▶ **Short exercise**
For each line in the data below that holds "React", return a copy.

▶ **Task input**
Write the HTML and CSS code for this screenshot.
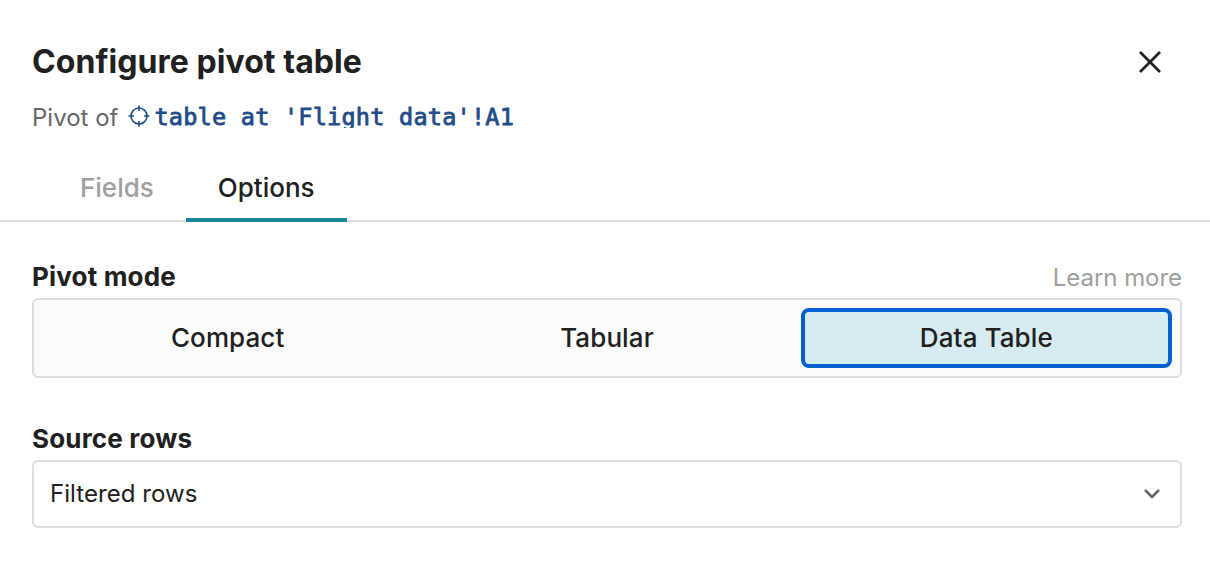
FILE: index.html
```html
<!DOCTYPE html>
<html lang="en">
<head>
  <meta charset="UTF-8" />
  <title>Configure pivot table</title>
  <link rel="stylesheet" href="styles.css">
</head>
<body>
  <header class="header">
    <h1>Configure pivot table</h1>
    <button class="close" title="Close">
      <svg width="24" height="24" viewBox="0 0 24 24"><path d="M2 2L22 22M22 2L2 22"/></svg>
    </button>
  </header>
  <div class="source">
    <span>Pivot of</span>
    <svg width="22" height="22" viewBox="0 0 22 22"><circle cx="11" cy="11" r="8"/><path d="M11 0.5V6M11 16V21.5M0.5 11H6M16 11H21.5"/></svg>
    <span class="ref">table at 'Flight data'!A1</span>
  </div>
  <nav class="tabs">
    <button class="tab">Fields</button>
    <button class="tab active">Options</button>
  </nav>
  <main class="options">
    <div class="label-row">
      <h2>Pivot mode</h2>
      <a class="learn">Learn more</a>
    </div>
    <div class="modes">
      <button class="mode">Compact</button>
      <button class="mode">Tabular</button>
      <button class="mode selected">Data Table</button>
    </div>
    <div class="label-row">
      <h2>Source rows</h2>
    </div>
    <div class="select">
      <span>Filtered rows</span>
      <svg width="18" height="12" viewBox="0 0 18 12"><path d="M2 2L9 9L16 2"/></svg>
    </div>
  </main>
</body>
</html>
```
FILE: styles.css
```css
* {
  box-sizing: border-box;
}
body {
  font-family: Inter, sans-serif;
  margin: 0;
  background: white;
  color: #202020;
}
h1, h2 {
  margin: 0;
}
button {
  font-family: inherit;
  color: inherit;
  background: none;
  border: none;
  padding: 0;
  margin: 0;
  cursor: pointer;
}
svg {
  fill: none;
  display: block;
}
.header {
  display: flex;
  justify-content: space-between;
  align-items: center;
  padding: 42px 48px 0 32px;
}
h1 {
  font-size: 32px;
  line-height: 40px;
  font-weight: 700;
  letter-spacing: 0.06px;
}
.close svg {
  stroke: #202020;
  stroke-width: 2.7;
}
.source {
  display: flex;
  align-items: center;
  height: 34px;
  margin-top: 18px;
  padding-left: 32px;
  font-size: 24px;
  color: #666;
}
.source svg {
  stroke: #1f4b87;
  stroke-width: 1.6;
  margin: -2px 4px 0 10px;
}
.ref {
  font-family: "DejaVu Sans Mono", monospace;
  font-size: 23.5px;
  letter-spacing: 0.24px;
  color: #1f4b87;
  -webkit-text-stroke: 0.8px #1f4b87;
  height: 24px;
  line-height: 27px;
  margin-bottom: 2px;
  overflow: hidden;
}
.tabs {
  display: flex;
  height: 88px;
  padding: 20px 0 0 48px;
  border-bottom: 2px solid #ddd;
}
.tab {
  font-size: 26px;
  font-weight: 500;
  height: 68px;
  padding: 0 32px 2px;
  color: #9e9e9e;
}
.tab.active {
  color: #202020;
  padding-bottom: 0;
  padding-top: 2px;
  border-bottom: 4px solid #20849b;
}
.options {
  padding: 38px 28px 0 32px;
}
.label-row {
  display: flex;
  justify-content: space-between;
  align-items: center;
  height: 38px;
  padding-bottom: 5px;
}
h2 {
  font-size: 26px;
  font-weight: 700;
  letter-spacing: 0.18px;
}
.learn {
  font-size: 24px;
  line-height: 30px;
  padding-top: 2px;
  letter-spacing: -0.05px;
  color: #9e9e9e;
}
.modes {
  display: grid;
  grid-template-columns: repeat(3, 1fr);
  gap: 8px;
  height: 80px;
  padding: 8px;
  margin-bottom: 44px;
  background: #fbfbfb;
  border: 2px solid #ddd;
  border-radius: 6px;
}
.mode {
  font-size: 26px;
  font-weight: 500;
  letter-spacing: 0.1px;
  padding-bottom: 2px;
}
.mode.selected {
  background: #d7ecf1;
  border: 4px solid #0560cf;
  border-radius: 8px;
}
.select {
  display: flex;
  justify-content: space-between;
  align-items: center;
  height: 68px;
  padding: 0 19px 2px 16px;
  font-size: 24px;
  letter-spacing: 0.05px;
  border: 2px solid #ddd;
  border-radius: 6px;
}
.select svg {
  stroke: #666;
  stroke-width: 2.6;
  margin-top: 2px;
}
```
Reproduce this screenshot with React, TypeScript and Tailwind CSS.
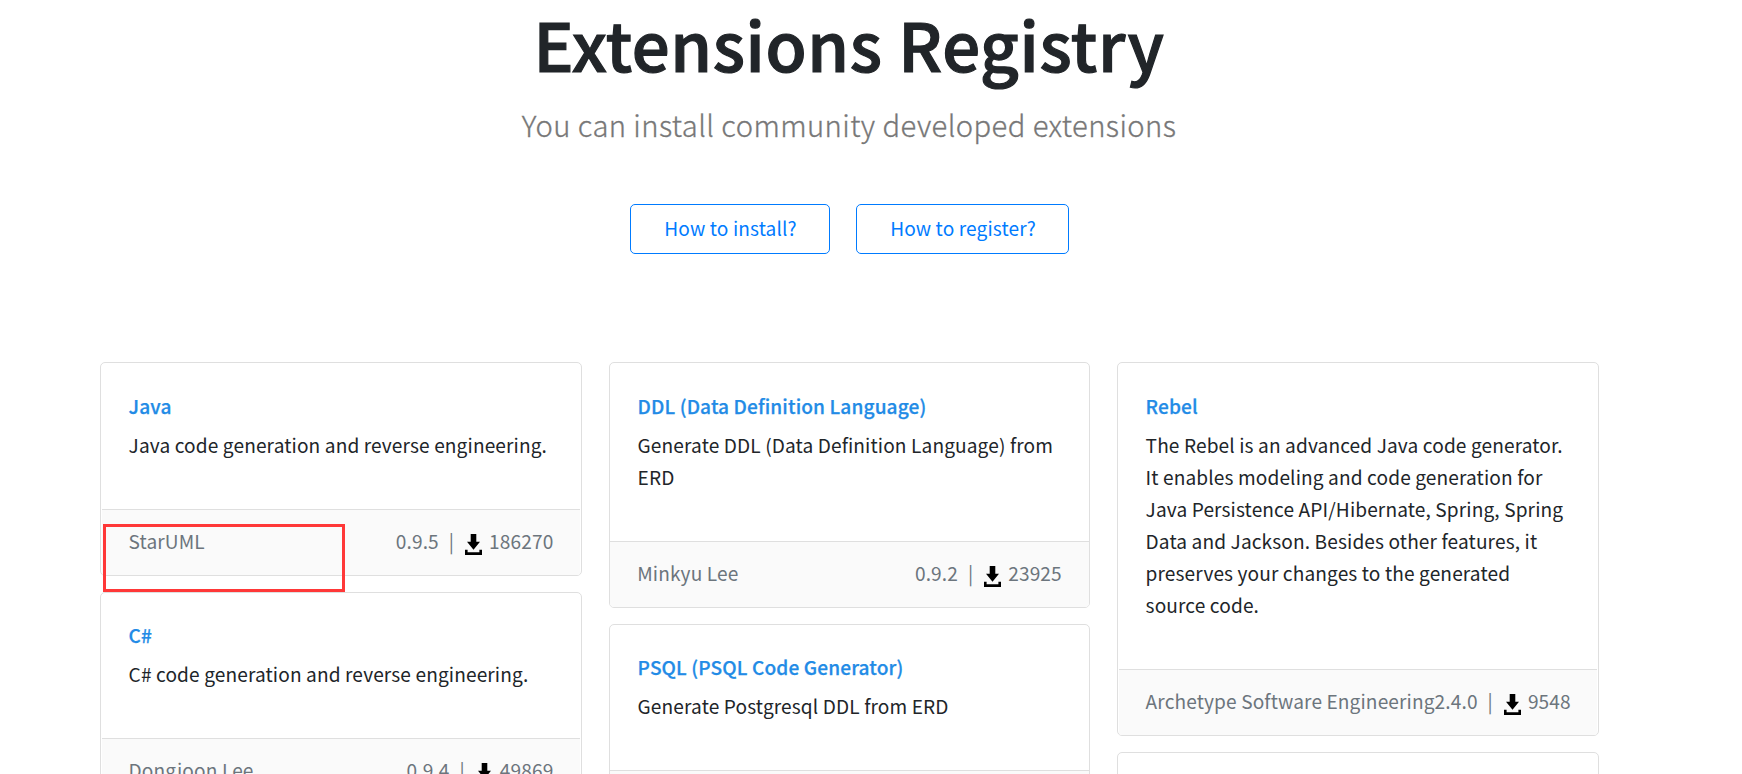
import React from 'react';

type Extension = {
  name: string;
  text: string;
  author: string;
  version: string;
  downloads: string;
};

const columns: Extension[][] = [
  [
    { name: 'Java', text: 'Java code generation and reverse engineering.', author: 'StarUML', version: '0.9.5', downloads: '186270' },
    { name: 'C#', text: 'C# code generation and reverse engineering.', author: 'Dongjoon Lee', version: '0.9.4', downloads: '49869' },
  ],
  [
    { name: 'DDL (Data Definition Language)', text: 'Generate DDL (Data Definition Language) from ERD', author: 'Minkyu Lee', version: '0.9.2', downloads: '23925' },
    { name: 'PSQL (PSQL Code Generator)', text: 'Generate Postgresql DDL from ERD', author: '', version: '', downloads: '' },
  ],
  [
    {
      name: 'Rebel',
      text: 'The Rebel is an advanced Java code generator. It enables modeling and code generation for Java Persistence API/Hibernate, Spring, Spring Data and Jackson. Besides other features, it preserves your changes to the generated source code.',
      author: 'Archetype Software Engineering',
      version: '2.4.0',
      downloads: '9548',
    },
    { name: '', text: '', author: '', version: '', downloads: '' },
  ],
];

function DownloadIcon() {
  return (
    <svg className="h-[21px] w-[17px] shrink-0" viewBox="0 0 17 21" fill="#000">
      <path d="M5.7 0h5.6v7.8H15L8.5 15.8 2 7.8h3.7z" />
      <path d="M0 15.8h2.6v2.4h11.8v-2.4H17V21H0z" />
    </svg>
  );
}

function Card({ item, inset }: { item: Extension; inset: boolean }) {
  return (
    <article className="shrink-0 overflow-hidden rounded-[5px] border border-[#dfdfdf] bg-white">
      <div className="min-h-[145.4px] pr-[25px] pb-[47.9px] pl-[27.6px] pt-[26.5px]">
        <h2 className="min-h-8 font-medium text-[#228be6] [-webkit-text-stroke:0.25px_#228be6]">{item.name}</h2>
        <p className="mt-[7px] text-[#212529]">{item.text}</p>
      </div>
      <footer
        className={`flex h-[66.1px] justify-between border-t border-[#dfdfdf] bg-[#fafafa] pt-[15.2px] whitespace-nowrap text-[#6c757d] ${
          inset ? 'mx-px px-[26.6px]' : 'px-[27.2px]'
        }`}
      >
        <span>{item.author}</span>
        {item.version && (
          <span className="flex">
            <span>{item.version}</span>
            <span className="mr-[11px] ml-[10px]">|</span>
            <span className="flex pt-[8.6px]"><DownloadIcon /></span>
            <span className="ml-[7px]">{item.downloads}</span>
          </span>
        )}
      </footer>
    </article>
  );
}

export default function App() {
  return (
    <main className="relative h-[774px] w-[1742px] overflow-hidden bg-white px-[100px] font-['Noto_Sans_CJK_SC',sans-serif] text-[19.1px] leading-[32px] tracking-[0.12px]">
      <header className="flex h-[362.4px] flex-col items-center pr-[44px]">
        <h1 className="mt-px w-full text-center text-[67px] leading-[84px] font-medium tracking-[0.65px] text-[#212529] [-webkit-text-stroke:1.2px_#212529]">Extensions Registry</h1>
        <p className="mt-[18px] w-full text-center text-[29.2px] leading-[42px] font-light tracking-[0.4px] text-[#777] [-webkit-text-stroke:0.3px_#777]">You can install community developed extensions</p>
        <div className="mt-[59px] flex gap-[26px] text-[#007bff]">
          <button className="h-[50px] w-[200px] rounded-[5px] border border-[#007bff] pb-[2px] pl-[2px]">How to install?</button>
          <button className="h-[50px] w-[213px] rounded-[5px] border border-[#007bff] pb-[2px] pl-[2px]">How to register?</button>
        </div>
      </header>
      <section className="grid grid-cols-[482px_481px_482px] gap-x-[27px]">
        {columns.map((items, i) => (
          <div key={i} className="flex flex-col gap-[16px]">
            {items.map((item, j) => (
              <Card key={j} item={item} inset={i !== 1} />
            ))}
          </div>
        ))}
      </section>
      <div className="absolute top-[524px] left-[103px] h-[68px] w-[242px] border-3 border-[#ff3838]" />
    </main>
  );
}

▶ **The response**
Reproduce this screenshot with React, TypeScript and Tailwind CSS.
import React from 'react';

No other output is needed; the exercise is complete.